Geometric scaling offers a path to greater capability with more sustainable resource growth, making it a critical research direction for the next decade of AI. It allows architects to increase the model’s ability to carry and mix rich information through its layers without being forced to pay the full price in FLOPs that would come from simply making the core attention and FFN blocks wider.

A key aspect of mHC is its practicality. It restores stability and improves performance with only ~6.7% additional training time overhead. This remarkable efficiency underscores a critical insight: the frontier of AI architecture is now inseparable from the frontier of systems engineering.

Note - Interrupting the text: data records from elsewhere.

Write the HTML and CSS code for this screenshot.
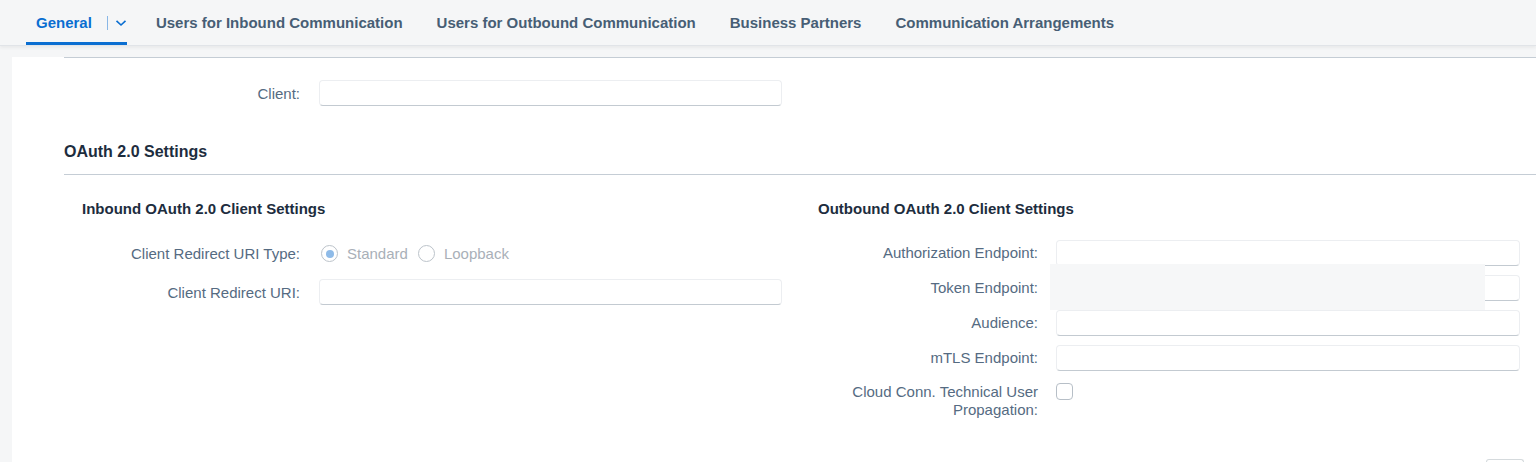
FILE: index.html
```html
<!doctype html>
<html lang="en">
<head>
  <meta charset="utf-8">
  <title>Communication System</title>
  <link rel="stylesheet" href="styles.css">
</head>
<body>
  <div class="tabbar">
    <div class="tab active">
      <span>General</span>
      <span class="tab-sep"></span>
      <svg class="chevron" width="12" height="8" viewBox="0 0 12 8"><path d="M1.5 1.8 L6 6 L10.5 1.8" fill="none" stroke="#0a6ed1" stroke-width="1.6"/></svg>
    </div>
    <div class="tab">Users for Inbound Communication</div>
    <div class="tab">Users for Outbound Communication</div>
    <div class="tab">Business Partners</div>
    <div class="tab">Communication Arrangements</div>
  </div>

  <div class="page">
    <div class="content">
      <div class="rule first"></div>

      <div class="column">
        <div class="row">
          <label class="label">Client:</label>
          <div class="input"></div>
        </div>
      </div>

      <h2 class="section-title">OAuth 2.0 Settings</h2>
      <div class="rule"></div>

      <div class="columns">
        <div class="column">
          <h3 class="group-title">Inbound OAuth 2.0 Client Settings</h3>
          <div class="row radio-row">
            <label class="label">Client Redirect URI Type:</label>
            <div class="radios">
              <span class="radio checked"></span><span class="radio-text">Standard</span>
              <span class="radio"></span><span class="radio-text">Loopback</span>
            </div>
          </div>
          <div class="row">
            <label class="label">Client Redirect URI:</label>
            <div class="input"></div>
          </div>
        </div>

        <div class="column">
          <h3 class="group-title">Outbound OAuth 2.0 Client Settings</h3>
          <div class="rows">
            <div class="row">
              <label class="label">Authorization Endpoint:</label>
              <div class="input"></div>
            </div>
            <div class="row">
              <label class="label">Token Endpoint:</label>
              <div class="input"></div>
              <div class="masked"></div>
            </div>
            <div class="row">
              <label class="label">Audience:</label>
              <div class="input"></div>
            </div>
            <div class="row">
              <label class="label">mTLS Endpoint:</label>
              <div class="input"></div>
            </div>
            <div class="row check-row">
              <label class="label">Cloud Conn. Technical User Propagation:</label>
              <div><span class="checkbox"></span></div>
            </div>
          </div>
        </div>
      </div>

      <div class="footer">
        <span class="footer-btn"></span>
      </div>
    </div>
  </div>
</body>
</html>
```

FILE: styles.css
```css
body {
  margin: 0;
  background: #f5f6f7;
  font-family: "Liberation Sans", Arial, sans-serif;
  color: #1d2d3e;
}

.tabbar {
  display: flex;
  height: 45px;
  padding-left: 26px;
  background: #f5f6f7;
  border-bottom: 1px solid #e1e4e8;
  box-shadow: 0 2px 3px rgba(0, 0, 0, 0.05);
}

.tab {
  display: flex;
  align-items: center;
  padding: 0 17px;
  font-size: 15px;
  font-weight: bold;
  color: #475e75;
  box-sizing: border-box;
}

.tab.active {
  color: #0a6ed1;
  padding: 3px 0 0 10px;
  margin-right: 12px;
  border-bottom: 3px solid #0a6ed1;
}

.tab-sep {
  width: 1px;
  height: 14px;
  background: #89b7e6;
  margin: 0 7px 0 15px;
}

.chevron {
  display: block;
}

.page {
  padding-left: 12px;
}

.content {
  background: #fff;
  padding-left: 52px;
  min-height: 420px;
}

.rule {
  height: 1px;
  background: #c5cdd5;
}

.rule.first {
  margin-top: 11px;
}

.columns {
  display: flex;
}

.column {
  width: 736px;
  padding: 0 18px;
  box-sizing: border-box;
}

.row {
  display: grid;
  grid-template-columns: 218px 463px;
  column-gap: 19px;
  align-items: center;
  position: relative;
}

.content > .column .row {
  margin-top: 22px;
}

.label {
  text-align: right;
  font-size: 15px;
  color: #556b82;
}

.input {
  height: 26px;
  box-sizing: border-box;
  background: #fff;
  border: 1px solid #eceef1;
  border-bottom-color: #c3cad1;
  border-radius: 4px;
}

.section-title {
  margin: 37px 0 0;
  height: 31px;
  font-size: 16px;
  font-weight: bold;
}

.group-title {
  margin: 25px 0 0;
  height: 39px;
  font-size: 15px;
  font-weight: bold;
}

.radio-row {
  height: 27px;
  margin-top: 1px;
}

.radios {
  display: flex;
  align-items: center;
  font-size: 15px;
  color: #a9b0b8;
}

.radio {
  width: 17px;
  height: 17px;
  box-sizing: border-box;
  border: 1px solid #bcc3ca;
  border-radius: 50%;
  margin: 0 9px 0 2px;
  position: relative;
}

.radio.checked::after {
  content: "";
  position: absolute;
  left: 3.5px;
  top: 3.5px;
  width: 8px;
  height: 8px;
  border-radius: 50%;
  background: #8fbbe8;
}

.radio-text {
  margin-right: 8px;
}

.column > .radio-row + .row {
  margin-top: 12px;
}

.rows {
  display: flex;
  flex-direction: column;
  gap: 8px;
}

.rows .row {
  grid-template-columns: 220px 464px;
  column-gap: 18px;
  height: 27px;
}

.rows .check-row {
  height: auto;
  margin-top: 4px;
  align-items: start;
}

.check-row .label {
  line-height: 18px;
  padding-left: 20px;
}

.checkbox {
  display: block;
  width: 17px;
  height: 17px;
  box-sizing: border-box;
  border: 1px solid #b7bfc7;
  border-radius: 4px;
}

.masked {
  position: absolute;
  left: 232px;
  top: -10px;
  width: 435px;
  height: 46px;
  background: #f6f7f8;
}

.footer {
  display: flex;
  justify-content: flex-end;
  padding: 40px 12px 0 0;
}

.footer-btn {
  width: 36px;
  height: 2px;
  border: 1px solid #d5dadd;
  border-bottom: 0;
  border-radius: 8px 8px 0 0;
  background: #fff;
}
```
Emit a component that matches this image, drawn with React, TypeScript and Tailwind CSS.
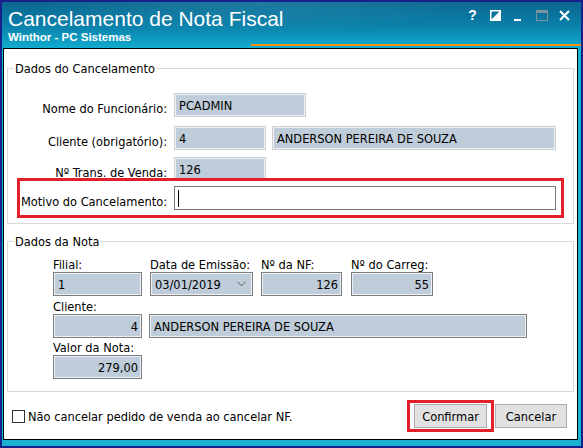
import type { ReactNode } from 'react';

const ui = "font-['DejaVu_Sans_Condensed','Liberation_Sans',sans-serif] text-[12.7px] text-black";

type BoxProps = {
  w: string;
  value?: string;
  right?: boolean;
  dark?: boolean;
  children?: ReactNode;
};

// read-only field with the blue-gray fill
const Box = ({ w, value, right, dark, children }: BoxProps) => (
  <div
    className={`${w} h-[24px] flex items-center bg-[#bfccd9] border shadow-[inset_0_0_0_1px_#eef1f4] leading-[15px] ${
      dark ? 'border-[#7d7d7d]' : 'border-[#cfcfcf]'
    } ${right ? 'justify-end pr-[3px]' : 'pl-[4px]'}`}
  >
    {value}
    {children}
  </div>
);

const Label = ({ children }: { children: ReactNode }) => (
  <div className="w-[159px] shrink-0 text-right leading-[15px] pb-[1px]">{children}</div>
);

const Group = ({ title, className, children }: { title: string; className: string; children: ReactNode }) => (
  <div className={`relative border border-[#dadada] ${className}`}>
    <span className="absolute left-[6px] -top-[8px] bg-white px-[1px] leading-[15px]">{title}</span>
    {children}
  </div>
);

const TitleButtons = () => (
  <div className="flex items-start pt-[7px] mr-[5px]">
    <div className="w-[23px] flex justify-center">
      <span className="font-['Liberation_Sans',sans-serif] font-bold text-[14px] leading-[12px] text-white">?</span>
    </div>
    <div className="w-[23px] flex justify-center pt-[1px]">
      <svg width="11" height="11" viewBox="0 0 11 11">
        <rect x="0.75" y="0.75" width="9.5" height="9.5" fill="none" stroke="#fff" strokeWidth="1.5" />
        <polygon points="10.25,0.75 10.25,10.25 0.75,10.25" fill="#fff" />
      </svg>
    </div>
    <div className="w-[23px] flex justify-center pr-[3px]">
      <div className="w-[7px] h-[2px] bg-white mt-[10px]" />
    </div>
    <div className="w-[23px] flex justify-center pt-[1px]">
      <svg width="12" height="11" viewBox="0 0 12 11">
        <rect x="0.5" y="0.5" width="11" height="10" fill="none" stroke="#7d93a1" />
        <rect x="0.5" y="0.5" width="11" height="2.5" fill="#7d93a1" />
      </svg>
    </div>
    <div className="w-[23px] flex justify-center pt-[1px]">
      <svg width="11" height="11" viewBox="0 0 11 11">
        <path d="M1 1 L10 10 M10 1 L1 10" stroke="#fff" strokeWidth="2" />
      </svg>
    </div>
  </div>
);

export default function App() {
  return (
    <div className="w-[583px] h-[448px] bg-[#17208c] p-[2px]">
      <div className="h-full flex flex-col bg-[#19b2d1]">
        {/* title bar */}
        <div className="h-[46px] shrink-0 flex flex-col bg-[radial-gradient(ellipse_60%_90%_at_45%_0%,rgba(120,210,235,0.18),transparent_70%),linear-gradient(180deg,#0a668e_0%,#0b7fa9_50%,#11acce_100%)]">
          <div className="flex justify-between">
            <div className="pl-[6px] pt-[5px]">
              <div className="font-['Liberation_Sans',sans-serif] text-[21px] leading-[24px] text-white">
                Cancelamento de Nota Fiscal
              </div>
              <div className="font-['Liberation_Sans',sans-serif] font-bold text-[11.5px] leading-[13px] text-white">
                Winthor - PC Sistemas
              </div>
            </div>
            <TitleButtons />
          </div>
          <div className="mt-auto mb-[2px] ml-[249px] h-[2px] bg-[#f3920f]" />
        </div>

        {/* form body */}
        <div className={`ml-[1px] mr-[3px] h-[392px] shrink-0 border border-black bg-white px-[3px] flex flex-col ${ui}`}>
          <Group title="Dados do Cancelamento" className="mt-[19px] h-[156px] pt-[24px]">
            <div className="flex items-end gap-[7px]">
              <Label>Nome do Funcionário:</Label>
              <Box w="w-[132px]" value="PCADMIN" />
            </div>
            <div className="flex items-end gap-[7px] mt-[9px]">
              <Label>Cliente (obrigatório):</Label>
              <Box w="w-[92px]" value="4" />
              <div className="ml-[-1px]">
                <Box w="w-[284px]" value="ANDERSON PEREIRA DE SOUZA" />
              </div>
            </div>
            <div className="flex items-end gap-[7px] mt-[7px]">
              <Label>Nº Trans. de Venda:</Label>
              <Box w="w-[92px]" value="126" />
            </div>
            <div className="relative flex items-end gap-[7px] mt-[5px]">
              <Label>Motivo do Cancelamento:</Label>
              <div className="w-[382px] h-[24px] border border-[#7a7a7a] bg-white flex items-center pl-[3px]">
                <div className="w-[1px] h-[17px] bg-black" />
              </div>
              <div className="absolute left-[9px] right-[9px] -top-[8px] -bottom-[8px] border-[3px] border-[#e3202a]" />
            </div>
          </Group>

          <Group title="Dados da Nota" className="mt-[17px] h-[151px] pt-[15px] pl-[45px]">
            <div className="flex">
              <div className="flex flex-col">
                <div className="leading-[15px]">Filial:</div>
                <Box w="w-[89px]" value="1" dark />
              </div>
              <div className="flex flex-col ml-[8px]">
                <div className="leading-[15px]">Data de Emissão:</div>
                <Box w="w-[103px]" dark>
                  <span>03/01/2019</span>
                  <svg className="ml-auto mr-[6px]" width="9" height="6" viewBox="0 0 9 6">
                    <polyline points="0.5,0.8 4.5,4.8 8.5,0.8" fill="none" stroke="#5a5a5a" strokeWidth="1" />
                  </svg>
                </Box>
              </div>
              <div className="flex flex-col ml-[8px]">
                <div className="leading-[15px]">Nº da NF:</div>
                <Box w="w-[81px]" value="126" right dark />
              </div>
              <div className="flex flex-col ml-[9px]">
                <div className="leading-[15px]">Nº do Carreg:</div>
                <Box w="w-[82px]" value="55" right dark />
              </div>
            </div>
            <div className="leading-[15px] mt-[3px]">Cliente:</div>
            <div className="flex gap-[7px]">
              <Box w="w-[89px]" value="4" right dark />
              <Box w="w-[378px]" value="ANDERSON PEREIRA DE SOUZA" dark />
            </div>
            <div className="leading-[15px] mt-[2px]">Valor da Nota:</div>
            <Box w="w-[89px]" value="279,00" right dark />
          </Group>

          {/* footer */}
          <div className="mt-[12px] flex items-center">
            <div className="ml-[5px] w-[13px] h-[13px] border border-[#333] bg-white" />
            <span className="ml-[3px] leading-[15px]">Não cancelar pedido de venda ao cancelar NF.</span>
            <div className="ml-auto mr-[7px] flex gap-[8px]">
              <div className="relative">
                <button className="w-[73px] h-[24px] bg-[#e1e1e1] border border-[#adadad] leading-[15px]">Confirmar</button>
                <div className="absolute -left-[7px] -right-[7px] -top-[4px] -bottom-[4px] border-[3px] border-[#e3202a]" />
              </div>
              <button className="w-[72px] h-[24px] bg-[#e1e1e1] border border-[#adadad] leading-[15px]">Cancelar</button>
            </div>
          </div>
        </div>
      </div>
    </div>
  );
}
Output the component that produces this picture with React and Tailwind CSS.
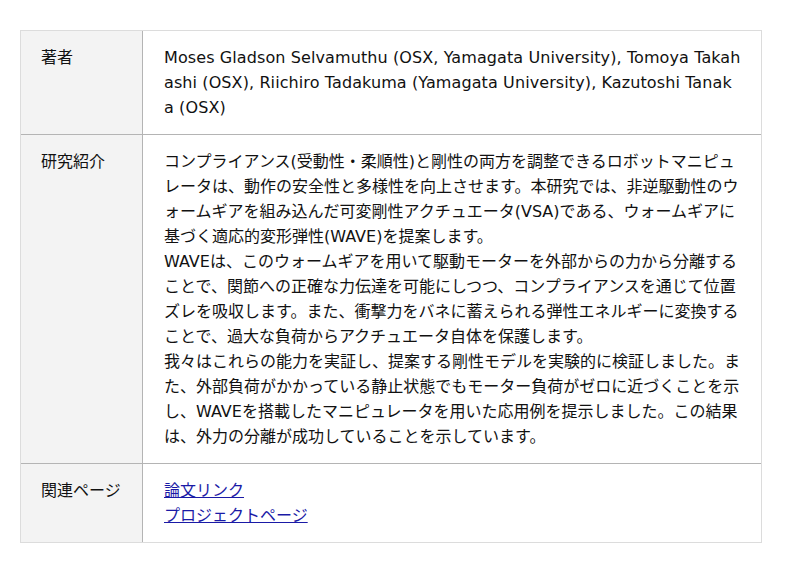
import React from 'react';

const FONT = "font-['DejaVu_Sans','Noto_Sans_CJK_JP',sans-serif]";

const ROWS = [
  {
    label: '著者',
    body: (
      <p className="tracking-[0.1px]">
        Moses Gladson Selvamuthu (OSX, Yamagata University), Tomoya Takahashi (OSX), Riichiro Tadakuma (Yamagata University), Kazutoshi Tanaka (OSX)
      </p>
    ),
  },
  {
    label: '研究紹介',
    body: (
      <>
        <p>
          コンプライアンス(受動性・柔順性)と剛性の両方を調整できるロボットマニピュレータは、動作の安全性と多様性を向上させます。本研究では、非逆駆動性のウォームギアを組み込んだ可変剛性アクチュエータ(VSA)である、ウォームギアに基づく適応的変形弾性(WAVE)を提案します。
        </p>
        <p>
          WAVEは、このウォームギアを用いて駆動モーターを外部からの力から分離することで、関節への正確な力伝達を可能にしつつ、コンプライアンスを通じて位置ズレを吸収します。また、衝撃力をバネに蓄えられる弾性エネルギーに変換することで、過大な負荷からアクチュエータ自体を保護します。
        </p>
        <p>
          我々はこれらの能力を実証し、提案する剛性モデルを実験的に検証しました。また、外部負荷がかかっている静止状態でもモーター負荷がゼロに近づくことを示し、WAVEを搭載したマニピュレータを用いた応用例を提示しました。この結果は、外力の分離が成功していることを示しています。
        </p>
      </>
    ),
  },
  {
    label: '関連ページ',
    body: (
      <div className="flex flex-col">
        <a href="#" className="text-[#1a1aa6] underline">論文リンク</a>
        <a href="#" className="text-[#1a1aa6] underline">プロジェクトページ</a>
      </div>
    ),
  },
];

export default function App() {
  return (
    <div className={`min-h-screen bg-white pt-[30px] pl-[20px] ${FONT} text-[16px] leading-[25px] text-[#111]`}>
      <div className="w-[742px] border border-[#dcdcdc]">
        {ROWS.map((row, i) => (
          <div
            key={row.label}
            className={`grid grid-cols-[122px_1fr] ${i < ROWS.length - 1 ? 'border-b border-[#b4b4b4]' : ''}`}
          >
            <div className="bg-[#f3f3f3] border-r border-[#b4b4b4] px-5 py-[14px]">
              {row.label}
            </div>
            <div className="pl-[21px] pr-5 py-[14px] break-all">
              {row.body}
            </div>
          </div>
        ))}
      </div>
    </div>
  );
}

The Role of Infrastructure: TileLang

Architectural innovations like mHC are only viable because of co-designed, low-level optimizations. To make advanced architectures computationally feasible, DeepSeek developed custom compute kernels using TileLang, a specialized programming model for AI systems. This tool fused multiple operations into unified kernels, minimizing memory bandwidth bottlenecks, a critical factor for runtime efficiency. Without this deep co-design, mHC would be a theoretical curiosity, not a production-ready advantage.

Conclusion: A New Foundation for Future Models

DeepSeek’s mHC solves the critical instability problem of Hyper-Connections by applying a principled geometric constraint. By projecting connection matrices onto the Birkhoff Polytope, it transforms the residual update into a stable convex combination of feature streams, preserving signal energy while promoting robust information mixing. It effectively restores the identity mapping property that has been essential to deep learning for a decade.

As a flexible and practical extension of the residual connection paradigm, mHC opens promising avenues for future research into macro-architecture design. The exploration of other geometric constraints could lead to novel methods that further optimize the trade-off between a model’s stability and its capacity, potentially illuminating new pathways for the evolution of next-generation foundation models.